In 1938, Platonov’s fifteen-year-old son was arrested on trumped-up charges of belonging to a student terrorist organization and sent to the Gulag. He returned in 1942, already dying from the tuberculosis that killed him in January 1943. Platonov’s grief is felt on every page of these stories, nowhere more so than in “The Cow” (1938 or 1939), where the dumb animal stands for every grieving mother in the Soviet Union, a country where people did not speak about the missing and the dead:

The cow was not eating anything now; she was breathing slowly and silently, and a heavy, difficult grief languished inside her, one that could have no end and could only grow because, unlike a human being, she was unable to allay this grief inside her with words, consciousness, a friend or any other distraction…. She only needed one thing—her son, the calf—and nothing could replace him: neither a human being, nor grass, nor the sun.

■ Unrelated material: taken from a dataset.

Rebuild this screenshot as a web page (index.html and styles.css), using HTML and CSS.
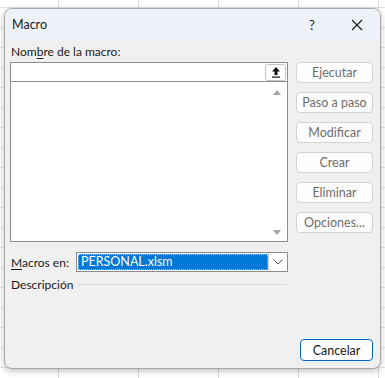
FILE: index.html
```html
<!DOCTYPE html>
<html lang="es">
<head>
    <meta charset="UTF-8">
    <meta name="viewport" content="width=device-width, initial-scale=1.0">
    <title>Macro</title>
    <link rel="stylesheet" href="styles.css">
</head>
<body>
    <div class="sheet">
        <div class="dialog">
            <div class="titlebar">
                <span class="title">Macro</span>
                <span class="help">?</span>
                <span class="close">
                    <svg width="12" height="12" viewBox="0 0 12 12">
                        <path d="M1 1 L11 11 M11 1 L1 11" stroke="#1a1a1a" stroke-width="1.1" fill="none"/>
                    </svg>
                </span>
            </div>

            <div class="content">
                <div class="label-row">Nom<u>b</u>re de la macro:</div>

                <div class="main">
                    <div class="left-col">
                        <div class="name-input">
                            <span class="ref-btn">
                                <svg width="10" height="12" viewBox="0 0 10 12">
                                    <path d="M5 1 L1 5.5 H3.5 V9 H6.5 V5.5 H9 Z" fill="#111"/>
                                    <rect x="1" y="10.5" width="8" height="1.2" fill="#111"/>
                                </svg>
                            </span>
                        </div>
                        <div class="listbox">
                            <span class="arrow up"></span>
                            <span class="arrow down"></span>
                        </div>
                    </div>
                    <div class="buttons">
                        <button class="btn">Ejecutar</button>
                        <button class="btn">Paso a paso</button>
                        <button class="btn">Modificar</button>
                        <button class="btn">Crear</button>
                        <button class="btn">Eliminar</button>
                        <button class="btn">Opciones...</button>
                    </div>
                </div>

                <div class="macros-row">
                    <span class="row-label"><u>M</u>acros en:</span>
                    <div class="select">
                        <span class="select-value">PERSONAL.xlsm</span>
                        <span class="select-drop">
                            <svg width="10" height="6" viewBox="0 0 10 6">
                                <path d="M0.5 0.5 L5 5 L9.5 0.5" stroke="#555" stroke-width="1" fill="none"/>
                            </svg>
                        </span>
                    </div>
                </div>

                <div class="desc-row">
                    <span class="row-label desc-label">Descripción</span>
                    <span class="desc-line"></span>
                </div>

                <div class="footer">
                    <button class="btn cancel">Cancelar</button>
                </div>
            </div>
        </div>
    </div>
</body>
</html>
```

FILE: styles.css
```css
* {
    margin: 0;
    padding: 0;
    box-sizing: border-box;
}

body {
    font-family: 'Lato', 'Noto Sans', sans-serif;
    font-size: 12px;
    color: #1a1a1a;
    background: #fff;
}

.sheet {
    width: 385px;
    height: 378px;
    padding: 8px 4px 0 4px;
    background-color: #fff;
    background-image:
        linear-gradient(to right, #d9d9d9 1px, transparent 1px),
        linear-gradient(to bottom, #e3e3e3 1px, transparent 1px);
    background-size: 80px 20px;
    background-position: 58px 7px;
    overflow: hidden;
}

.dialog {
    width: 377px;
    height: 361px;
    background: #f0f0f0;
    border: 1px solid #a9a9a9;
    border-radius: 8px;
    box-shadow: 0 2px 6px rgba(0, 0, 0, 0.25);
    display: flex;
    flex-direction: column;
    overflow: hidden;
}

.titlebar {
    height: 31px;
    background: #eef2f8;
    display: flex;
    align-items: center;
    padding-left: 7px;
    flex-shrink: 0;
}

.title {
    flex: 1;
    font-size: 12.5px;
}

.help {
    width: 20px;
    text-align: center;
    font-size: 13px;
    margin-right: 25px;
}

.close {
    width: 20px;
    display: flex;
    justify-content: center;
    margin-right: 13px;
}

.content {
    flex: 1;
    display: flex;
    flex-direction: column;
    padding: 4px 7px 7px 5px;
}

.label-row {
    line-height: 16px;
    margin-bottom: 2px;
    padding-left: 1px;
}

u {
    text-decoration-thickness: 1px;
    text-underline-offset: 2px;
}

.main {
    display: flex;
    gap: 8px;
    height: 180px;
}

.left-col {
    width: 278px;
    display: flex;
    flex-direction: column;
}

.name-input {
    height: 19px;
    background: #fff;
    border: 1px solid #8c8c8c;
    border-bottom: none;
    display: flex;
    justify-content: flex-end;
    align-items: center;
    padding-right: 1px;
}

.ref-btn {
    width: 21px;
    height: 17px;
    border: 1px solid #c4c4c4;
    border-radius: 3px;
    background: #fdfdfd;
    display: flex;
    justify-content: center;
    align-items: center;
}

.listbox {
    flex: 1;
    background: #fff;
    border: 1px solid #8c8c8c;
    position: relative;
}

.arrow {
    position: absolute;
    right: 6px;
    width: 0;
    height: 0;
    border-left: 4px solid transparent;
    border-right: 4px solid transparent;
}

.arrow.up {
    top: 8px;
    border-bottom: 5px solid #a6a6a6;
}

.arrow.down {
    bottom: 6px;
    border-top: 5px solid #a6a6a6;
}

.buttons {
    width: 77px;
    display: flex;
    flex-direction: column;
    gap: 9px;
}

.btn {
    height: 21px;
    font-family: inherit;
    font-size: 12.5px;
    color: #6d6d6d;
    background: #fdfdfd;
    border: 1px solid #d2d2d2;
    border-radius: 4px;
}

.macros-row {
    display: flex;
    align-items: center;
    margin-top: 10px;
    height: 20px;
}

.row-label {
    width: 66px;
    padding-left: 1px;
    white-space: nowrap;
}

.desc-label {
    width: 67px;
}

.select {
    width: 212px;
    height: 20px;
    background: #fff;
    border: 1px solid #8c8c8c;
    display: flex;
}

.select-value {
    flex: 1;
    background: #0078d7;
    color: #fff;
    margin: 1px 0 1px 1px;
    padding-left: 3px;
    line-height: 16px;
    font-size: 12.5px;
    outline: 1px dotted #9cc7ee;
    outline-offset: -1px;
}

.select-drop {
    width: 19px;
    display: flex;
    justify-content: center;
    align-items: center;
    border-left: 1px solid #d0d0d0;
}

.desc-row {
    display: flex;
    align-items: center;
    height: 24px;
}

.desc-line {
    width: 210px;
    height: 1px;
    background: #dcdcdc;
}

.footer {
    margin-top: auto;
    display: flex;
    justify-content: flex-end;
}

.btn.cancel {
    width: 73px;
    height: 22px;
    background: #fff;
    color: #1a1a1a;
    border-color: #0067c0;
}
```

In one of his last and finest stories, “The Return” (1946), Platonov leaves us with a moving reminder that the love of children can heal anything. A soldier called Ivanov returns from the war to find that life has moved on without him. He feels excluded from his own family, betrayed by his wife, and supplanted by his boy, who has taken on the responsibility for running the household and caring for his small sister. The soldier leaves, intending to find a girl he had met and flirted with on his way home. But as his train pulls away from the station, he sees two children running after it, and recognizes that they are his own:

Ivanov threw his kit bag out of the carriage onto the ground, and then climbed down to the bottom of the step and got off the train, onto the sandy path along which the children were running after him.

“The Return” was fiercely criticized. It lacked the optimistic tone that was obligatory in all art forms following the Soviet victory of 1945. Platonov was unable to publish any more work during his lifetime. He spent his final years in poverty, living with his wife and five dependents in a two-room flat belonging to the Writers’ Union in Moscow, allowed only occasional ghost-written work, such as editing fairy tales for children. The tuberculosis he had contracted from his son would not let him work much in any case. He died from it in 1951.